Siu, who spent 33 years working as an engineer for the city of Seattle, said there have been many discussions during those three decades about how to prevent earthquake damage.

So far, there has been no action, in part because of the high cost.

“All this work is likely to raise rents,” Siu told KIRO 7, “so we have to balance the needs of those people as well as the needs of keeping them safe.”

In the next few months, Siu and his team will present a proposal to Seattle City Council members that would require building owners to upgrade their property if it is considered dangerous.

BF Day Elementary in Seattle’s Fremont neighborhood would be one of the priority buildings – forced to make the upgrades within seven years -- because of its age and because it holds more than 300 school-age children.

"They need to get children out of those structures and take them down, and put up safer buildings,” said Bill Steele, communications director for the Pacific Northwest Seismic Network.

Steele has been interviewed by KIRO 7 many times over the past 20 years about the area’s high earthquake risk and the importance of retrofitting buildings to better protect occupants in the event of a quake.

He said thousands of single-family homeowners have made their own changes but believes statewide mandatory enforcement is necessary.

“There’s only two ways these buildings get taken out of service," Steele said. "One is by an earthquake, and usually there are casualties associated with that.  The other is by mandatory requirements.  Neither one is easy.

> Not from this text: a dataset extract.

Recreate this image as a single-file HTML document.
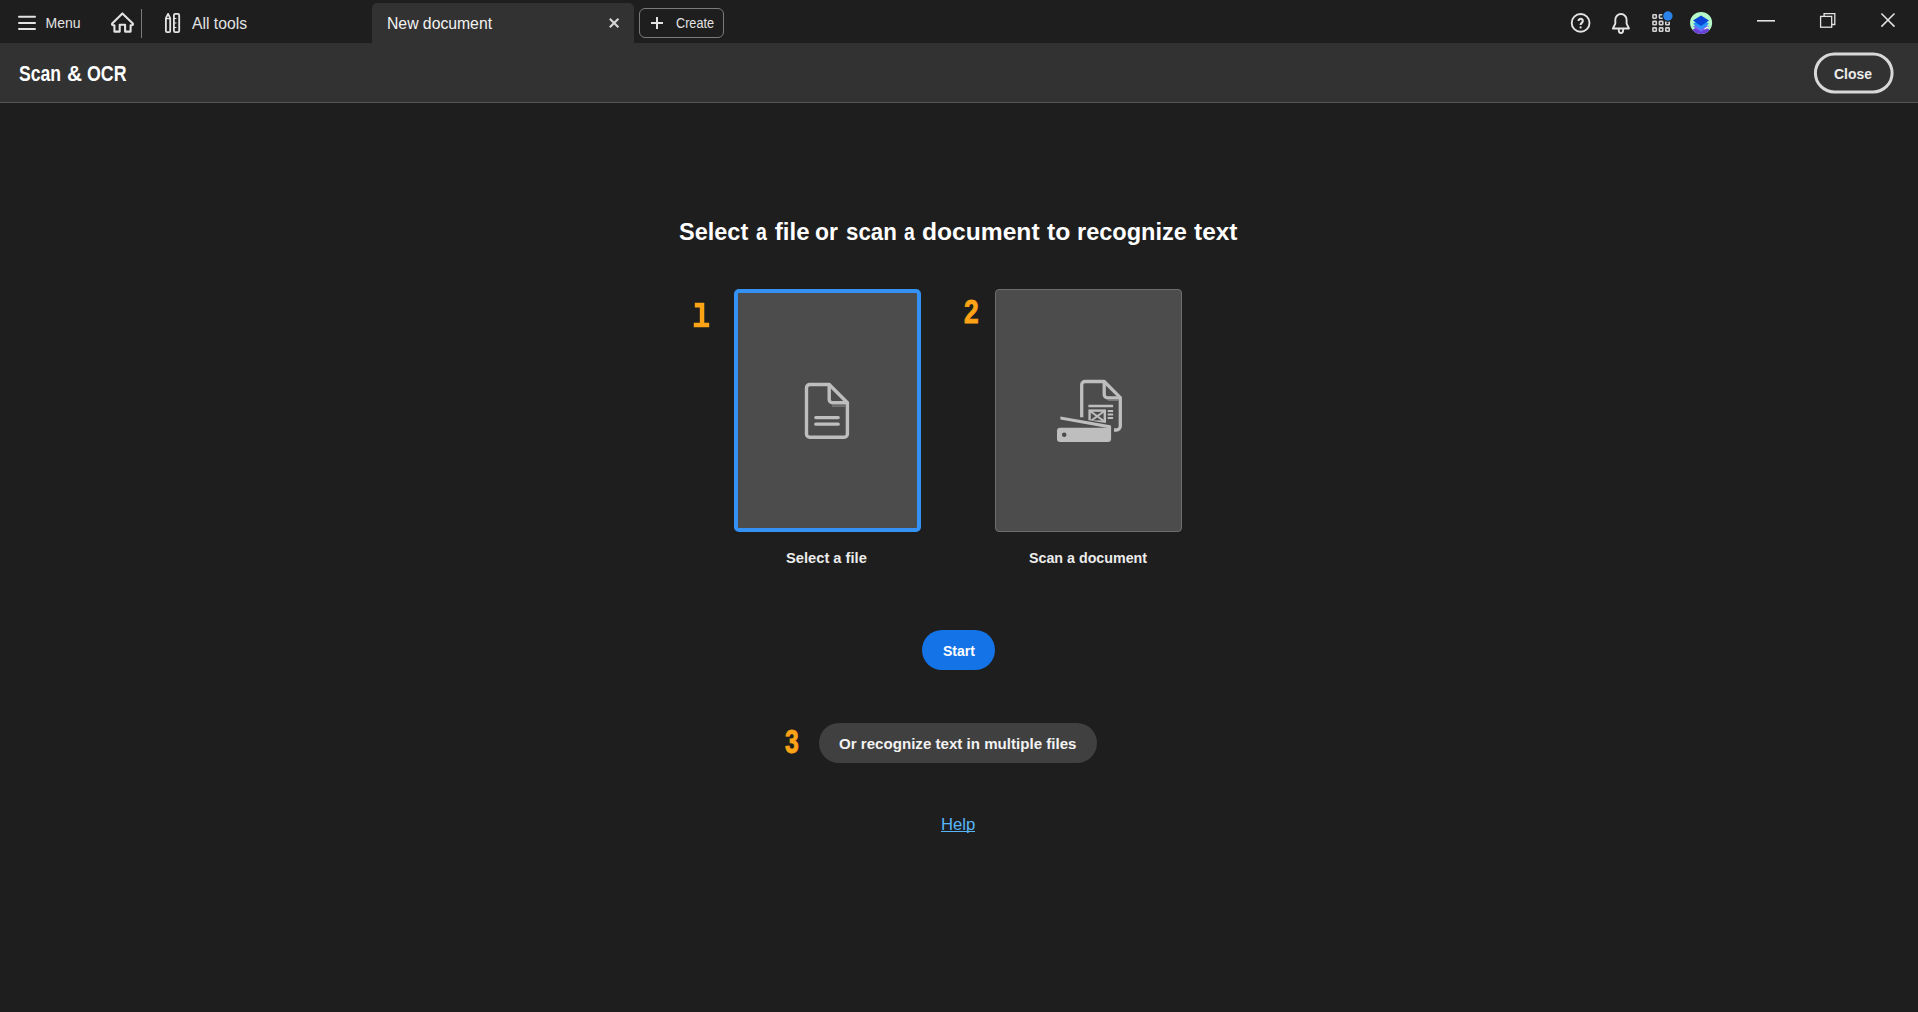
<!DOCTYPE html>
<html><head><meta charset="utf-8">
<style>
*{box-sizing:border-box;margin:0;padding:0}
html,body{width:1918px;height:1012px;overflow:hidden;background:#1e1e1e;font-family:"Liberation Sans",sans-serif;color:#e6e6e6}
.abs{position:absolute}
#tab{position:absolute;left:372px;top:3px;width:262px;height:40px;background:#323232;border-radius:5px 5px 0 0}
#hdr{position:absolute;left:0;top:43px;width:1918px;height:60px;background:#323232;border-bottom:1px solid #555}
.t{position:absolute;white-space:nowrap;line-height:1;transform-origin:0 0}
#ico{position:absolute;left:0;top:0;width:1918px;height:1012px}
</style></head><body>
<div id="tab"></div>
<div id="hdr"></div>
<div class="abs" id="sep" style="left:141px;top:9px;width:1px;height:29px;background:#7a7a7a"></div>
<div class="abs" id="card1" style="left:734px;top:289px;width:187px;height:243px;background:#4c4c4c;border:4px solid #3592f5;border-radius:5px"></div>
<div class="abs" id="card2" style="left:995px;top:289px;width:187px;height:243px;background:#4c4c4c;border:1px solid #6e6e6e;border-radius:4px"></div>
<div class="abs" id="startbtn" style="left:922px;top:630px;width:73px;height:40px;background:#1473e6;border-radius:20px"></div>
<div class="abs" id="multibtn" style="left:819px;top:723px;width:278px;height:40px;background:#404040;border-radius:20px"></div>
<div class="abs" id="helpul" style="left:941px;top:831px;width:34px;height:1px;background:#58b6f8"></div>

<svg id="ico" viewBox="0 0 1918 1012" fill="none">
<!--ICONS-->
<!-- hamburger -->
<g stroke="#e3e3e3" stroke-width="2" stroke-linecap="round">
<path d="M19 16.8H35M19 22.9H35M19 29.1H35"/>
</g>
<!-- home -->
<path d="M122.4 13.4 L112.2 23.5 Q111.5 25.2 113.3 25.2 H114.4 V31.6 H119.7 V24.8 H125.1 V31.6 H130.6 V25.2 H131.7 Q133.5 25.2 132.8 23.5 Z" stroke="#e3e3e3" stroke-width="2.1" stroke-linejoin="round"/>
<!-- all tools: pencil + ruler -->
<g stroke="#e3e3e3" stroke-width="1.8" stroke-linejoin="round">
<path d="M165.9 18.2 L168.05 13.9 L170.2 18.2 V31 a1.1 1.1 0 0 1 -1.1 1.1 h-2.1 a1.1 1.1 0 0 1 -1.1 -1.1 Z"/>
<path d="M166 18.6 H170.1" stroke-width="1.3"/>
<rect x="173.9" y="13.9" width="5.3" height="18.2" rx="1.3"/>
<path d="M174 18.5 H176.4 M174 23 H176.4 M174 27.5 H176.4" stroke-width="1.2"/>
</g>
<!-- tab close x -->
<path d="M609.8 18.7 L618.4 27.3 M618.4 18.7 L609.8 27.3" stroke="#d6d6d6" stroke-width="2.1"/>
<!-- create box + plus -->
<rect x="639.5" y="8.5" width="84" height="29" rx="5.5" stroke="#7b7b7b" stroke-width="1"/>
<path d="M651 23.1 H663 M657 17.1 V29.1" stroke="#e3e3e3" stroke-width="2"/>
<!-- help circle -->
<circle cx="1580.6" cy="22.9" r="8.9" stroke="#e3e3e3" stroke-width="1.9"/>
<path d="M1578.5 20.9 a2.15 2.15 0 1 1 3.5 1.7 c-.95 .7 -1.4 1.2 -1.4 2.2 v.3" stroke="#e3e3e3" stroke-width="2.1" stroke-linecap="butt"/>
<circle cx="1580.6" cy="27.4" r="1.1" fill="#e3e3e3"/>
<!-- bell -->
<g stroke="#e3e3e3" stroke-width="1.9" stroke-linejoin="round" stroke-linecap="round">
<path d="M1612.9 28.5 L1615.3 23.6 V19.7 a5.65 5.65 0 0 1 11.3 0 V23.6 L1629 28.5 Z"/>
<path d="M1618.8 29.6 v1.2 a2.15 2.15 0 0 0 4.3 0 v-1.2"/>
</g>
<!-- grid -->
<g stroke="#d2d2d2" stroke-width="1.6">
<rect x="1652.9" y="14.8" width="3.4" height="3.4" rx="0.6"/><rect x="1659.4" y="14.8" width="3.4" height="3.4" rx="0.6"/><rect x="1665.8" y="14.8" width="3.4" height="3.4" rx="0.6"/>
<rect x="1652.9" y="21.4" width="3.4" height="3.4" rx="0.6"/><rect x="1659.4" y="21.4" width="3.4" height="3.4" rx="0.6"/><rect x="1665.8" y="21.4" width="3.4" height="3.4" rx="0.6"/>
<rect x="1652.9" y="27.9" width="3.4" height="3.4" rx="0.6"/><rect x="1659.4" y="27.9" width="3.4" height="3.4" rx="0.6"/><rect x="1665.8" y="27.9" width="3.4" height="3.4" rx="0.6"/>
</g>
<circle cx="1667.9" cy="16.05" r="5.9" fill="#1e1e1e"/>
<circle cx="1667.9" cy="16.05" r="4.7" fill="#2b83ea"/>
<!-- avatar -->
<clipPath id="avc"><circle cx="1701.1" cy="22.9" r="11"/></clipPath>
<g clip-path="url(#avc)">
<rect x="1689" y="11" width="24" height="24" fill="#b6f8c9"/>
<path d="M1693 29.5 L1701 24.5 L1709 29.5 L1709 36 L1693 36 Z" fill="#6a3fd8"/>
<path d="M1693 26.5 L1701 21.5 L1709 26.5 L1701 31.8 Z" fill="#6b6ff5"/>
<path d="M1693 23.8 L1701 18.8 L1709 23.8 L1701 29 Z" fill="#2196f8"/>
<path d="M1693 20.6 L1701 15.4 L1709 20.6 L1701 26 Z" fill="#0a45d8"/>
<path d="M1704.5 29.2 L1708 26.8" stroke="#fff" stroke-width="1.2"/>
</g>
<!-- window controls -->
<path d="M1757 20.8 H1775" stroke="#e3e3e3" stroke-width="1.6"/>
<g stroke="#e3e3e3" stroke-width="1.3">
<rect x="1820.6" y="16.4" width="11.1" height="10.8"/>
<path d="M1824.1 16.4 V13.6 H1834.8 V24.5 H1831.7"/>
</g>
<path d="M1881.4 13.5 L1894.5 26.6 M1894.5 13.5 L1881.4 26.6" stroke="#e3e3e3" stroke-width="1.5"/>
<!-- close button ring -->
<rect x="1815.4" y="54" width="76.7" height="38" rx="19" stroke="#d8d8d8" stroke-width="3"/>
<!-- number 1 -->
<path d="M694.8 302.8 H704.3 V322.7 H709.2 V327.3 H693.8 V322.7 H699.8 V307.6 H694.8 Z" fill="#fca316"/>
<!-- file icon card1 -->
<g stroke="#bebebe" stroke-width="3.4" stroke-linejoin="round" stroke-linecap="round">
<path d="M809.8 384.5 H829.2 L847.4 402.8 V434 a3.3 3.3 0 0 1 -3.3 3.3 H809.8 a3.3 3.3 0 0 1 -3.3 -3.3 V387.8 a3.3 3.3 0 0 1 3.3 -3.3 Z"/>
<path d="M829.2 384.8 V399.4 a3.3 3.3 0 0 0 3.3 3.3 H847"/>
<path d="M815.8 417.6 H838.2 M815.8 424.2 H838.2" stroke-width="3.3"/>
<path d="M832 406.1 H845.2" stroke="#8a8a8a" stroke-width="1.1" stroke-linecap="butt"/>
</g>
<!-- scanner icon card2 -->
<g stroke="#bebebe" stroke-width="3.3" stroke-linejoin="round" stroke-linecap="round">
<path d="M1081.7 417.2 V384.8 a3.3 3.3 0 0 1 3.3 -3.3 H1104.2 L1120.3 397.6 V426 a4 4 0 0 1 -4 4 H1114" stroke-linecap="butt"/>
<path d="M1104.2 381.8 V394.6 a3.3 3.3 0 0 0 3.3 3.3 H1120"/>
</g>
<g stroke="#bebebe" stroke-linecap="butt">
<path d="M1088.4 406 H1113.1" stroke-width="2.5"/>
<path d="M1107.7 410.9 H1113.1 M1107.7 414.4 H1113.1 M1107.7 417.9 H1113.1" stroke-width="2"/>
<rect x="1089.6" y="410.6" width="15.2" height="11" stroke-width="2.4"/>
<path d="M1090 411 L1104.5 421.5 M1104.5 411 L1090 421.5" stroke-width="2"/>
</g>
<!-- lid w/ gap -->
<path d="M1060.4 416.4 L1110.3 425.2 Q1111.1 425.4 1111.1 426.4 V431 L1107.5 427.9 L1060.4 419.4 Z" fill="#bebebe" stroke="#4c4c4c" stroke-width="2.4" paint-order="stroke" stroke-linejoin="round"/>
<rect x="1057" y="427.8" width="54.1" height="14.2" rx="3.2" fill="#bebebe"/>
<path d="M1108 400.2 H1118.6" stroke="#8a8a8a" stroke-width="1.1"/>
<circle cx="1064.2" cy="434.7" r="2.3" fill="#4c4c4c"/>
</svg>
<div class="t" id="menu" style="left:45.50px;top:15.90px;font-size:14px;font-weight:normal;color:#e3e3e3;transform:scaleX(1.0000)">Menu</div>
<div class="t" id="alltools" style="left:192.00px;top:15.60px;font-size:16px;font-weight:normal;color:#e3e3e3;transform:scaleX(0.9821)">All tools</div>
<div class="t" id="newdoc" style="left:386.72px;top:16.10px;font-size:16px;font-weight:normal;color:#f2f2f2;transform:scaleX(0.9840)">New document</div>
<div class="t" id="create" style="left:676.00px;top:15.80px;font-size:14px;font-weight:normal;color:#e3e3e3;transform:scaleX(0.9048)">Create</div>
<div class="t" id="scan" style="left:19.30px;top:62.80px;font-size:22px;font-weight:bold;color:#ffffff;transform:scaleX(0.8000)">Scan</div>
<div class="t" id="amp" style="left:66.55px;top:62.80px;font-size:22px;font-weight:bold;color:#ffffff;transform:scaleX(0.9467)">&amp;</div>
<div class="t" id="ocr" style="left:87.10px;top:62.80px;font-size:22px;font-weight:bold;color:#ffffff;transform:scaleX(0.8082)">OCR</div>
<div class="t" id="closetxt" style="left:1834.20px;top:65.80px;font-size:15px;font-weight:bold;color:#ececec;transform:scaleX(0.9293)">Close</div>
<div class="t" id="lab1" style="left:786.00px;top:549.80px;font-size:15px;font-weight:bold;color:#ececec;transform:scaleX(0.9795)">Select a file</div>
<div class="t" id="lab2" style="left:1029.10px;top:549.80px;font-size:15px;font-weight:bold;color:#ececec;transform:scaleX(0.9504)">Scan a document</div>
<div class="t" id="starttxt" style="left:942.50px;top:642.90px;font-size:15px;font-weight:bold;color:#ffffff;transform:scaleX(0.9343)">Start</div>
<div class="t" id="multitxt" style="left:839.10px;top:736.00px;font-size:15px;font-weight:bold;color:#f2f2f2;transform:scaleX(1.0068)">Or recognize text in multiple files</div>
<div class="t" id="help" style="left:940.69px;top:815.90px;font-size:16.5px;font-weight:normal;color:#58b6f8;transform:scaleX(1.0121)">Help</div>
<div class="t" id="n2" style="left:963.70px;top:294.80px;font-size:33px;font-weight:bold;color:#fca316;transform:scaleX(0.8000);-webkit-text-stroke:0.9px #fca316">2</div>
<div class="t" id="n3" style="left:784.70px;top:725.10px;font-size:33px;font-weight:bold;color:#fca316;transform:scaleX(0.7500);-webkit-text-stroke:0.9px #fca316">3</div>
<div class="t" id="tw0" style="left:678.92px;top:219.80px;font-size:24px;font-weight:bold;color:#ffffff;transform:scaleX(0.9786)">Select</div>
<div class="t" id="tw1" style="left:755.90px;top:219.80px;font-size:24px;font-weight:bold;color:#ffffff;transform:scaleX(0.8143)">a</div>
<div class="t" id="tw2" style="left:774.80px;top:219.80px;font-size:24px;font-weight:bold;color:#ffffff;transform:scaleX(1.0000)">file</div>
<div class="t" id="tw3" style="left:815.45px;top:219.80px;font-size:24px;font-weight:bold;color:#ffffff;transform:scaleX(0.9522)">or</div>
<div class="t" id="tw4" style="left:845.67px;top:219.80px;font-size:24px;font-weight:bold;color:#ffffff;transform:scaleX(0.9283)">scan</div>
<div class="t" id="tw5" style="left:904.10px;top:219.80px;font-size:24px;font-weight:bold;color:#ffffff;transform:scaleX(0.8071)">a</div>
<div class="t" id="tw6" style="left:921.97px;top:219.80px;font-size:24px;font-weight:bold;color:#ffffff;transform:scaleX(1.0254)">document</div>
<div class="t" id="tw7" style="left:1046.70px;top:219.80px;font-size:24px;font-weight:bold;color:#ffffff;transform:scaleX(1.0318)">to</div>
<div class="t" id="tw8" style="left:1076.72px;top:219.80px;font-size:24px;font-weight:bold;color:#ffffff;transform:scaleX(0.9802)">recognize</div>
<div class="t" id="tw9" style="left:1194.10px;top:219.80px;font-size:24px;font-weight:bold;color:#ffffff;transform:scaleX(1.0186)">text</div>
</body></html>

They both cause pain.”

Siu acknowledges his proposal will be costly for property owners and possibly a tough sell politically.

“The financial cost is huge,” he said.  Most owners “won’t be able to afford this.”  He also acknowledged there’s a high likelihood citizens will be displaced from their homes while the work is done, and might not be able to afford higher rents once they are retrofitted, putting more pressure on the city’s homelessness crisis.

Siu also doesn’t know whether he’ll have full City Council support.  “I don’t have a good indication of that, we do have some council members who have been tracking our progress," he said.

Siu plans to brief the council on the engineers’ proposal sometime this fall and hopes to have mandatory requirements in place by early next year.